Con el éxodo del fin de semana, todavía es fácil encontrar alguna persona más al volver una esquina: a la señora que barre las escaleras y se esconde huyendo del frío, al niño solitario que pasa por el juego de bolos con un tapabocas cubriéndole la naricita roja. Sobre las puertas cerradas de las casas, los vecinos dejaron pegadas antes de marchar esquelas con la última lectura del contador.
-Eso es como cuando viene el de la luz nunca hay nadie, para que pueda tomar nota. Si no lo hace la gente así, terminarán por cortar el suministro.

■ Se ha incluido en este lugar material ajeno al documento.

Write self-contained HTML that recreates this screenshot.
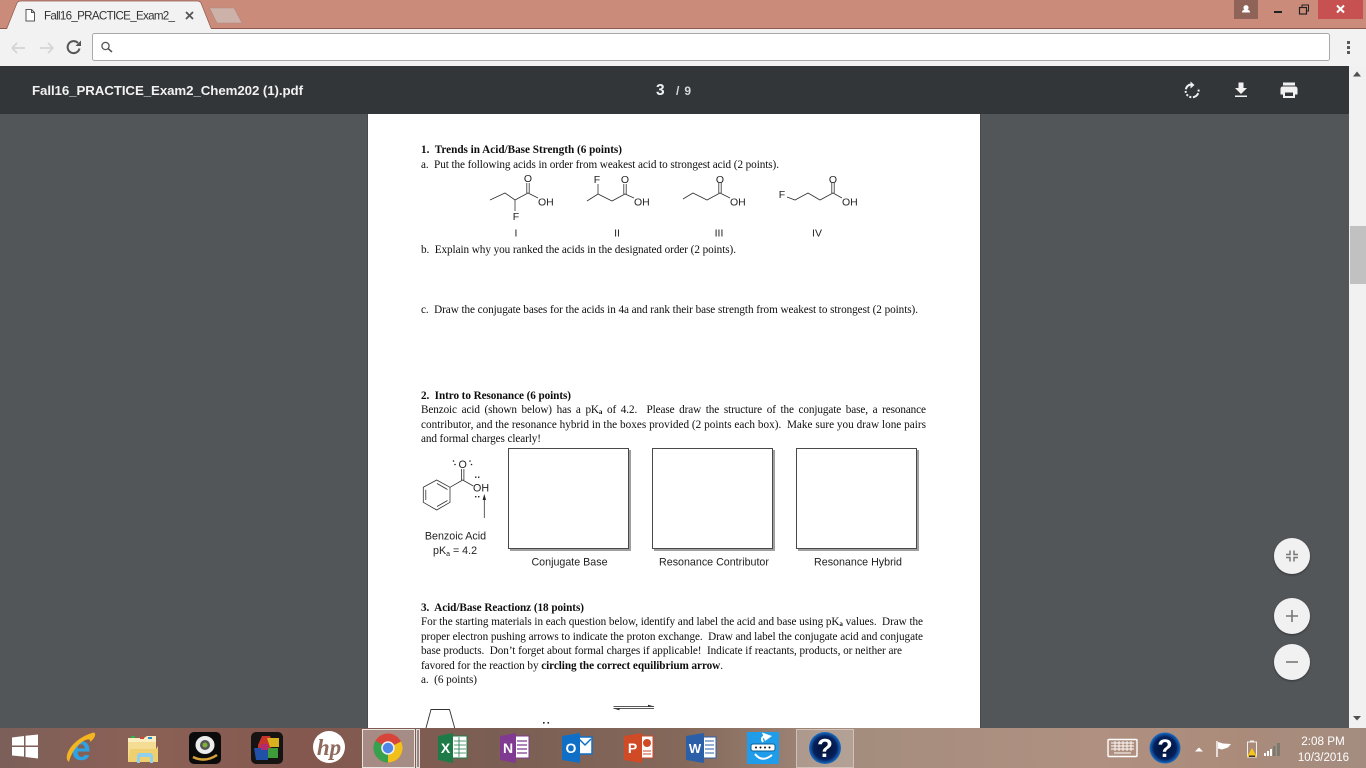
<!DOCTYPE html>
<html><head><meta charset="utf-8"><title>Fall16_PRACTICE_Exam2_Chem202 (1).pdf</title>
<style>
html,body{margin:0;padding:0;width:1366px;height:768px;overflow:hidden;background:#525659}
svg{display:block;position:absolute;left:0;top:0}
.s{font-family:"Liberation Serif",serif;font-size:11.2px;fill:#111}
.b{font-weight:bold}
.a{font-family:"Liberation Sans",sans-serif;font-size:10.7px;fill:#222}
.c{font-family:"Liberation Sans",sans-serif}
</style></head><body>
<svg width="1366" height="768" viewBox="0 0 1366 768" xmlns="http://www.w3.org/2000/svg">
<defs>
<linearGradient id="tb" x1="0" x2="1" y1="0" y2="0">
<stop offset="0" stop-color="#7c5f59"/><stop offset=".1" stop-color="#8b6156"/><stop offset=".22" stop-color="#84584e"/><stop offset=".36" stop-color="#7b5e53"/><stop offset=".5" stop-color="#84685a"/><stop offset=".62" stop-color="#a48d7e"/><stop offset=".8" stop-color="#b09080"/><stop offset=".9" stop-color="#ab8b7a"/><stop offset="1" stop-color="#a38c7f"/>
</linearGradient>
<radialGradient id="q"><stop offset="0" stop-color="#02102f"/><stop offset=".72" stop-color="#05205c"/><stop offset="1" stop-color="#1a6fc8"/></radialGradient>
<filter id="sh" x="-30%" y="-30%" width="160%" height="160%"><feDropShadow dx="0" dy="1.2" stdDeviation="1" flood-color="#000" flood-opacity=".35"/></filter>
<filter id="bl" x="0" y="0" width="100%" height="100%"><feGaussianBlur stdDeviation=".38"/></filter>
</defs>

<!-- title bar -->
<rect width="1366" height="28" fill="#cb8b7a"/>
<rect y="28" width="1366" height="1" fill="#8e5a50"/>
<path d="M7 29L17 3Q18 1 21 1H197Q200 1 201 3L211 29Z" fill="#f2f2f2"/>
<path d="M7 28L17 3Q18 1 21 1H197Q200 1 201 3L211 28" fill="none" stroke="#8e5a50" stroke-width=".7"/>
<path d="M209.5 8H234L242 23H217Z" fill="#cdb2aa" stroke="#b08a7e" stroke-width=".6"/>
<path d="M26 9.5H31.5L34.5 12.5V21H26Z M31.5 9.5V12.5H34.5" fill="#fff" stroke="#555" stroke-width="1"/>
<text class="c" x="44" y="19.5" font-size="11.6" fill="#333" textLength="131">Fall16_PRACTICE_Exam2_</text>
<path d="M186 12L193 19M193 12L186 19" stroke="#555" stroke-width="1.8"/>
<rect x="1234" y="0" width="24" height="19" fill="#8f6358"/>
<path d="M1242 12.5Q1242 10 1244.5 9.8A2.6 2.6 0 1 1 1247.5 9.8Q1250 10 1250 12.5Z" fill="#fff"/>
<rect x="1274" y="11" width="8" height="2" fill="#222"/>
<rect x="1299.5" y="7.5" width="7" height="6.5" fill="none" stroke="#222" stroke-width="1.2"/>
<path d="M1302 7V5H1308.5V11H1306.5" fill="none" stroke="#222" stroke-width="1"/>
<rect x="1318" y="0" width="45" height="19" fill="#c75050"/>
<path d="M1337 5.5L1344 12.5M1344 5.5L1337 12.5" stroke="#fff" stroke-width="2"/>

<!-- toolbar -->
<rect y="29" width="1366" height="37" fill="#f2f2f2"/>
<path d="M12 48H25M12 48L17 43M12 48L17 53" fill="none" stroke="#d4d4d4" stroke-width="1.7"/>
<path d="M40 48H53M53 48L48 43M53 48L48 53" fill="none" stroke="#d4d4d4" stroke-width="1.7"/>
<path d="M79.5 48.5A6 6 0 1 1 78 43" fill="none" stroke="#555" stroke-width="2"/>
<path d="M75.5 46H81V40.5Z" fill="#555"/>
<rect x="92.5" y="33.5" width="1237" height="27" rx="2" fill="#fff" stroke="#a9a9a9" stroke-width="1"/>
<circle cx="105.5" cy="46" r="3.6" fill="none" stroke="#555" stroke-width="1.3"/>
<path d="M108 48.5L112 52" stroke="#555" stroke-width="1.5"/>
<g fill="#5a5a5a"><rect x="1347" y="41" width="3" height="3"/><rect x="1347" y="46" width="3" height="3"/><rect x="1347" y="51" width="3" height="3"/></g>

<!-- viewer -->
<rect y="66" width="1349" height="662" fill="#525659"/>
<rect x="1349" y="66" width="17" height="662" fill="#f1f1f1"/>
<rect x="1350" y="226" width="16" height="58" fill="#c1c1c1"/>
<path d="M1353 76.5L1357 71.5L1361 76.5Z" fill="#505050"/>
<path d="M1353 716L1361 716L1357 720.5Z" fill="#505050"/>
<rect x="368" y="114" width="612" height="614" fill="#fff"/>
<rect x="367" y="114" width="1" height="614" fill="#3d4043" opacity=".5"/>
<rect x="980" y="114" width="1" height="614" fill="#3d4043" opacity=".5"/>
<rect y="66" width="1349" height="48" fill="#323639"/>
<text class="c" x="32" y="95" font-size="13.3" font-weight="bold" fill="#f1f1f1" textLength="271">Fall16_PRACTICE_Exam2_Chem202 (1).pdf</text>
<text class="c" x="656" y="95" font-size="15.5" font-weight="bold" fill="#f1f1f1">3</text>
<text class="c" x="676" y="95" font-size="12" font-weight="bold" fill="#d8d8d8" textLength="15">/ 9</text>
<path d="M1190.5 84.5A6.5 6.5 0 1 0 1198 88" fill="none" stroke="#f1f1f1" stroke-width="2" stroke-dasharray="7 1.6 2 1.6 2 1.6 2 1.6"/>
<path d="M1190.5 81.5L1194.500 85L1190.500 88.500Z" fill="#f1f1f1"/>
<path d="M1238.5 82.5H1243.5V88H1247L1241 94L1235 88H1238.5Z M1235 95.5H1247V97H1235Z" fill="#f1f1f1"/>
<path d="M1283 82.5H1295V85.5H1283Z" fill="#f1f1f1"/>
<path d="M1283 86.5H1295Q1297.5 86.5 1297.5 89V94.5H1295V98H1283V94.5H1280.5V89Q1280.5 86.5 1283 86.5Z M1285 92.5V96H1293V92.5Z" fill="#f1f1f1" fill-rule="evenodd"/>

<!-- zoom buttons -->
<g filter="url(#sh)" fill="#f1f1f1"><circle cx="1292" cy="556" r="18"/><circle cx="1292" cy="616" r="18"/><circle cx="1292" cy="662" r="18"/></g>
<path d="M1290 550.5V554.5H1286M1294 550.5V554.5H1298M1290 561.5V557.5H1286M1294 561.5V557.5H1298" fill="none" stroke="#777" stroke-width="1.5"/>
<path d="M1286 616H1298M1292 610V622" stroke="#777" stroke-width="1.6"/>
<path d="M1286 662H1298" stroke="#777" stroke-width="1.6"/>

<!-- document -->
<g filter="url(#bl)">
<text class="s b" x="421" y="153" textLength="201">1.&#160; Trends in Acid/Base Strength (6 points)</text>
<text class="s" x="421" y="168" textLength="358">a.&#160; Put the following acids in order from weakest acid to strongest acid (2 points).</text>
<g fill="none" stroke="#333" stroke-width=".8">
<path d="M490 200L505 193L515 200L528 193L538 198M515 200V211M526.8 193V183M529.2 193V183"/>
<path d="M587 201L598 194L612 201L625 194L634 198M598 194V184M623.8 194V184M626.2 194V184"/>
<path d="M683 199L693 193L707 200L720 193L730 198M718.8 193V183M721.2 193V183"/>
<path d="M787 197L795 200L808 193L820 200L833 193L842 198M831.8 193V183M834.2 193V183"/>
</g>
<g font-size="10.5" fill="#222" font-family="Liberation Sans, sans-serif">
<text x="528" y="182" text-anchor="middle">O</text><text x="538" y="205.5">OH</text><text x="516" y="220" text-anchor="middle">F</text>
<text x="597" y="183" text-anchor="middle">F</text><text x="625" y="183" text-anchor="middle">O</text><text x="634" y="205.5">OH</text>
<text x="720" y="183" text-anchor="middle">O</text><text x="730" y="205.5">OH</text>
<text x="782" y="198" text-anchor="middle">F</text><text x="833" y="183" text-anchor="middle">O</text><text x="842" y="205.5">OH</text>
<text x="516" y="236.5" text-anchor="middle">I</text><text x="617" y="236.5" text-anchor="middle">II</text><text x="719" y="236.5" text-anchor="middle">III</text><text x="817" y="236.5" text-anchor="middle">IV</text>
</g>
<text class="s" x="421" y="253" textLength="315">b.&#160; Explain why you ranked the acids in the designated order (2 points).</text>
<text class="s" x="421" y="313" textLength="497">c.&#160; Draw the conjugate bases for the acids in 4a and rank their base strength from weakest to strongest (2 points).</text>

<text class="s b" x="421" y="399" textLength="150">2.&#160; Intro to Resonance (6 points)</text>
<text class="s" x="421" y="413" textLength="505" word-spacing="2">Benzoic acid (shown below) has a pK<tspan font-size="7" dy="1" font-weight="bold">a</tspan><tspan dy="-1"> of 4.2.&#160; Please draw the structure of the conjugate base, a resonance</tspan></text>
<text class="s" x="421" y="428" textLength="505">contributor, and the resonance hybrid in the boxes provided (2 points each box).&#160; Make sure you draw lone pairs</text>
<text class="s" x="421" y="442" textLength="120">and formal charges clearly!</text>

<g fill="none" stroke="#333" stroke-width=".8">
<path d="M436.7 480L450 487.3V502.3L436.7 510L423.3 502.3V487.3Z"/>
<path d="M437 483.5L447.5 489.5M447.5 500.5L437 506.5M425.8 500V489.8"/>
<path d="M450 487.3L462.7 480L473.3 486M461.5 480V469M463.9 480V469"/>
<path d="M484.3 518V499"/>
</g>
<path d="M484.3 494L486 500H482.6Z" fill="#222"/>
<g font-family="Liberation Sans, sans-serif" font-size="10.7" fill="#222">
<text x="462.7" y="468" text-anchor="middle">O</text>
<text x="473" y="491.500">OH</text>
<text x="455.500" y="539.500" text-anchor="middle">Benzoic Acid</text>
<text x="433" y="554">pK<tspan font-size="7" dy="2">a</tspan><tspan dy="-2"> = 4.2</tspan></text>
</g>
<g fill="#222"><circle cx="453.5" cy="461" r=".8"/><circle cx="455" cy="464.5" r=".8"/><circle cx="470" cy="461" r=".8"/><circle cx="471.5" cy="464.5" r=".8"/><rect x="475" y="476.5" width="1.400" height="1.400"/><rect x="478" y="476.5" width="1.400" height="1.400"/><rect x="475" y="496" width="1.400" height="1.400"/><rect x="478" y="496" width="1.400" height="1.400"/></g>

<g fill="none" stroke="#a0a0a0" stroke-width="2">
<path d="M510 550H630V450"/><path d="M654 550H774V450"/><path d="M798 550H918V450"/>
</g>
<g fill="#fff" stroke="#4a4a4a" stroke-width="1">
<rect x="508.5" y="448.5" width="120" height="100"/>
<rect x="652.5" y="448.5" width="120" height="100"/>
<rect x="796.5" y="448.5" width="120" height="100"/>
</g>
<text class="a" x="569.5" y="565.5" text-anchor="middle">Conjugate Base</text>
<text class="a" x="714" y="565.5" text-anchor="middle">Resonance Contributor</text>
<text class="a" x="858" y="565.5" text-anchor="middle">Resonance Hybrid</text>

<text class="s b" x="421" y="611" textLength="163">3.&#160; Acid/Base Reactionz (18 points)</text>
<text class="s" x="421" y="625" textLength="502">For the starting materials in each question below, identify and label the acid and base using pK<tspan font-size="7" dy="1" font-weight="bold">a</tspan><tspan dy="-1"> values.&#160; Draw the</tspan></text>
<text class="s" x="421" y="640" textLength="502">proper electron pushing arrows to indicate the proton exchange.&#160; Draw and label the conjugate acid and conjugate</text>
<text class="s" x="421" y="654" textLength="481">base products.&#160; Don’t forget about formal charges if applicable!&#160; Indicate if reactants, products, or neither are</text>
<text class="s" x="421" y="669" textLength="302">favored for the reaction by <tspan font-weight="bold">circling the correct equilibrium arrow</tspan>.</text>
<text class="s" x="421" y="683" textLength="56">a.&#160; (6 points)</text>

<path d="M426 728L431 709.5H449.5L454.7 728" fill="none" stroke="#333" stroke-width=".9"/>
<rect x="543" y="722" width="1.600" height="1.600" fill="#222"/><rect x="547.5" y="722" width="1.600" height="1.600" fill="#222"/>
<path d="M613.5 706.5H654M613.5 708.5H654" stroke="#222" stroke-width=".8"/>
<path d="M654 706.5L648 704.8V706.5Z M613.5 708.5L619.5 710.2V708.5Z" fill="#222"/>
</g>

<!-- taskbar -->
<rect y="728" width="1366" height="40" fill="url(#tb)"/>
<rect x="362.5" y="729.5" width="52" height="38" fill="#fff" fill-opacity=".3" stroke="#e8e4e0"/>
<rect x="416.5" y="729.5" width="3" height="38" fill="#fff" fill-opacity=".25" stroke="#ddd"/>
<rect x="796.5" y="729.5" width="57" height="38" fill="#fff" fill-opacity=".18" stroke="#d9cdc5" stroke-opacity=".8"/>

<path d="M12 737.500L24 736V745.500H12ZM25.500 735.800L38 734.500V745.500H25.500ZM12 747H24V756.600L12 755.500ZM25.500 747H38V758.500L25.500 757Z" fill="#fff"/>

<text x="81" y="760" text-anchor="middle" font-family="Liberation Sans, sans-serif" font-size="35" font-weight="bold" fill="#2ea3e3">e</text>
<path d="M69 762C62 757 72 739 92 733C97 731 96 738 90 742C92 735 74 742 69 762Z" fill="#f4b51e"/>

<path d="M128 738H156V762H128Z" fill="#f4dc94"/>
<path d="M128 738H144L147 736H156V742H128Z" fill="#f9eec0"/>
<rect x="131" y="736" width="4" height="2" fill="#2fb24a"/><rect x="140" y="737" width="4" height="2" fill="#d0453a"/><rect x="148" y="737" width="4" height="2" fill="#2a8fd8"/>
<path d="M130 749H156L158 746V762H128Z" fill="#f0d06e"/>
<path d="M137 763V756Q137 753 140 753H150Q153 753 153 756V763H150V757H140V763Z" fill="#8fd0ee"/>

<rect x="189" y="732" width="32" height="32" rx="5" fill="#0b0b0b"/>
<ellipse cx="205" cy="745" rx="9.5" ry="9" fill="#ececec"/><circle cx="205" cy="745" r="5" fill="#555"/><circle cx="205" cy="745" r="2.5" fill="#7fb23a"/>
<path d="M193 757Q205 763 217 755" fill="none" stroke="#d8a23a" stroke-width="2.5"/>

<rect x="251" y="732" width="32" height="32" rx="5" fill="#161412"/>
<path d="M258 745L262 736H270L274 745L268 750L272 757L262 757L258 752Z" fill="#c4342c"/>
<path d="M267 738H279V747H270Z" fill="#d8b21e"/><path d="M254 748H268V760H256Z" fill="#2050a8"/><path d="M268 748H278V758H268Z" fill="#3f9a3a"/><path d="M261 744H268V750H261Z" fill="#b02a72"/>

<circle cx="329" cy="747" r="16" fill="#fff"/>
<text x="329" y="755" text-anchor="middle" font-family="Liberation Serif, serif" font-style="italic" font-weight="bold" font-size="23" fill="#8f6a5e">hp</text>

<circle cx="388" cy="748" r="14.5" fill="#d8433a"/>
<path d="M388 748L375.5 755.3A14.500 14.500 0 0 0 388 762.500L395 748Z" fill="#36a24d"/>
<path d="M388 748L375.5 755.3A14.500 14.500 0 0 1 375.500 740.700Z" fill="#36a24d"/>
<path d="M388 748L401 741.5A14.500 14.500 0 0 1 388 762.500Z" fill="#f2c01a"/>
<circle cx="388" cy="748" r="6.8" fill="#eee"/><circle cx="388" cy="748" r="5.2" fill="#4b86e8"/>

<!-- office -->
<rect x="451" y="736" width="16" height="22" fill="#fff" stroke="#1c7a46"/><path d="M454 741H466M454 745H466M454 749H466M454 753H466M459 737V757" stroke="#1c7a46" stroke-width=".8"/>
<path d="M438 736L453 733V763L438 760Z" fill="#1e7b47"/><text x="445.5" y="753" text-anchor="middle" class="c" font-weight="bold" font-size="14" fill="#fff">X</text>

<rect x="513" y="736" width="16" height="22" fill="#fff" stroke="#7d3a8e"/><path d="M517 741H527M517 745H527M517 749H527M517 753H527" stroke="#7d3a8e" stroke-width="1.2"/>
<path d="M500 736L516 733V763L500 760Z" fill="#813a92"/><text x="508" y="753" text-anchor="middle" class="c" font-weight="bold" font-size="14" fill="#fff">N</text>

<rect x="578" y="737" width="14" height="17" fill="#fff" stroke="#0f6fc6" stroke-width="1.5"/><path d="M579 739L585 745L591 739" fill="none" stroke="#0f6fc6" stroke-width="1.5"/>
<path d="M562 736L580 733V763L562 760Z" fill="#0f6fc6"/><text x="571" y="753" text-anchor="middle" class="c" font-weight="bold" font-size="14" fill="#fff">O</text>

<rect x="639" y="736" width="14" height="22" fill="#fff" stroke="#d04a26"/><path d="M643 751H651M643 754H651" stroke="#d04a26"/><circle cx="647" cy="743" r="4" fill="#d04a26"/>
<path d="M624 736L642 733V763L624 760Z" fill="#d04a26"/><text x="632.5" y="753" text-anchor="middle" class="c" font-weight="bold" font-size="14" fill="#fff">P</text>

<rect x="702" y="737" width="14" height="21" fill="#fff" stroke="#2b5fa8"/><path d="M705 741H714M705 745H714M705 749H714M705 753H714" stroke="#2b5fa8"/>
<path d="M686 736L704 733V763L686 760Z" fill="#2b5fa8"/><text x="695" y="753" text-anchor="middle" class="c" font-weight="bold" font-size="13" fill="#fff">W</text>

<rect x="747" y="732" width="32" height="32" fill="#1f9dea"/>
<rect x="751" y="744" width="24" height="7" rx="2" fill="#fff" stroke="#0e5f96"/>
<g fill="#111"><circle cx="756" cy="747.5" r="1"/><circle cx="760.5" cy="747.5" r="1"/><circle cx="765" cy="747.5" r="1"/><circle cx="769.5" cy="747.5" r="1"/></g>
<path d="M755 754Q762 763 772 755M763 742Q760 737 766 736" fill="none" stroke="#fff" stroke-width="2"/>
<path d="M762 732.5L772 736L765 741Z" fill="#fff"/>

<circle cx="825" cy="748" r="16" fill="url(#q)"/>
<text x="825" y="757" text-anchor="middle" class="c" font-weight="bold" font-size="26" fill="#fff">?</text>

<!-- tray -->
<rect x="1108" y="739.5" width="29" height="17" rx="1" fill="none" stroke="#fff" stroke-width="1.4"/>
<path d="M1111 743H1134M1111 746H1134M1111 749H1134M1115 741V751M1119 741V751M1123 741V751M1127 741V751M1131 741V751M1114 753H1131" stroke="#fff" stroke-width=".9"/>
<circle cx="1165" cy="748" r="15.5" fill="url(#q)"/>
<text x="1165" y="757" text-anchor="middle" class="c" font-weight="bold" font-size="25" fill="#fff">?</text>
<path d="M1195 751.500L1199 747.500L1203 751.500Z" fill="#fff"/>
<path d="M1217 741V757" stroke="#fff" stroke-width="1.4"/><path d="M1218 742L1223 743.500L1231 744L1228 747.500L1222 749.500L1218 748.500Z" fill="#fff"/>
<rect x="1247.500" y="742" width="9" height="15" fill="none" stroke="#eee" stroke-width="1"/><rect x="1250" y="740.500" width="4" height="1.500" fill="#eee"/>
<path d="M1252 748L1257 757H1247Z" fill="#f6c51c"/>
<rect x="1249" y="755.500" width="6" height="1.500" fill="#333"/>
<g fill="#fff"><rect x="1264" y="753" width="2" height="3"/><rect x="1267" y="751" width="2" height="5"/><rect x="1270" y="749" width="2" height="7"/></g>
<rect x="1273" y="746" width="2.500" height="10" fill="#7a7a70"/><rect x="1277" y="743" width="3" height="13" fill="#7a7a70"/>
<text class="c" x="1323" y="745" text-anchor="middle" font-size="11.700" fill="#fff">2:08 PM</text>
<text class="c" x="1323.500" y="761" text-anchor="middle" font-size="11.500" fill="#fff">10/3/2016</text>
</svg>
</body></html>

Durante algún momento de mi estancia en Beleña llegué a pensar que no merecía la pena quedarme allí; que un pueblo deshabitado tiene más de cementerio o de nido de alimañas que de foco en donde late la vida de los hombres. Hoy estoy contento de aquel viaje; lo estuve ya cuando descubrí en las piedras areniscas la huella de la Historia, la recia austeridad de las tierras de Castilla tal y como las vieron las huestes del Campeador, el alma limpia, el corazón incontaminado, anónimo de la señora Inés, la única mujer de Beleña, pidiendo por el amor de Dios a ese otro gran mundo que no entiende su lenguaje, un poquito de comprensión. "Nada, mire usted, no tenemos nada: ni coche de línea, ni médico, ni teléfono para avisar a nadie. La noche que a alguno de los dos nos pase algo, a morir y a callar. A eso no hay derecho, mire usted. Que somos personas".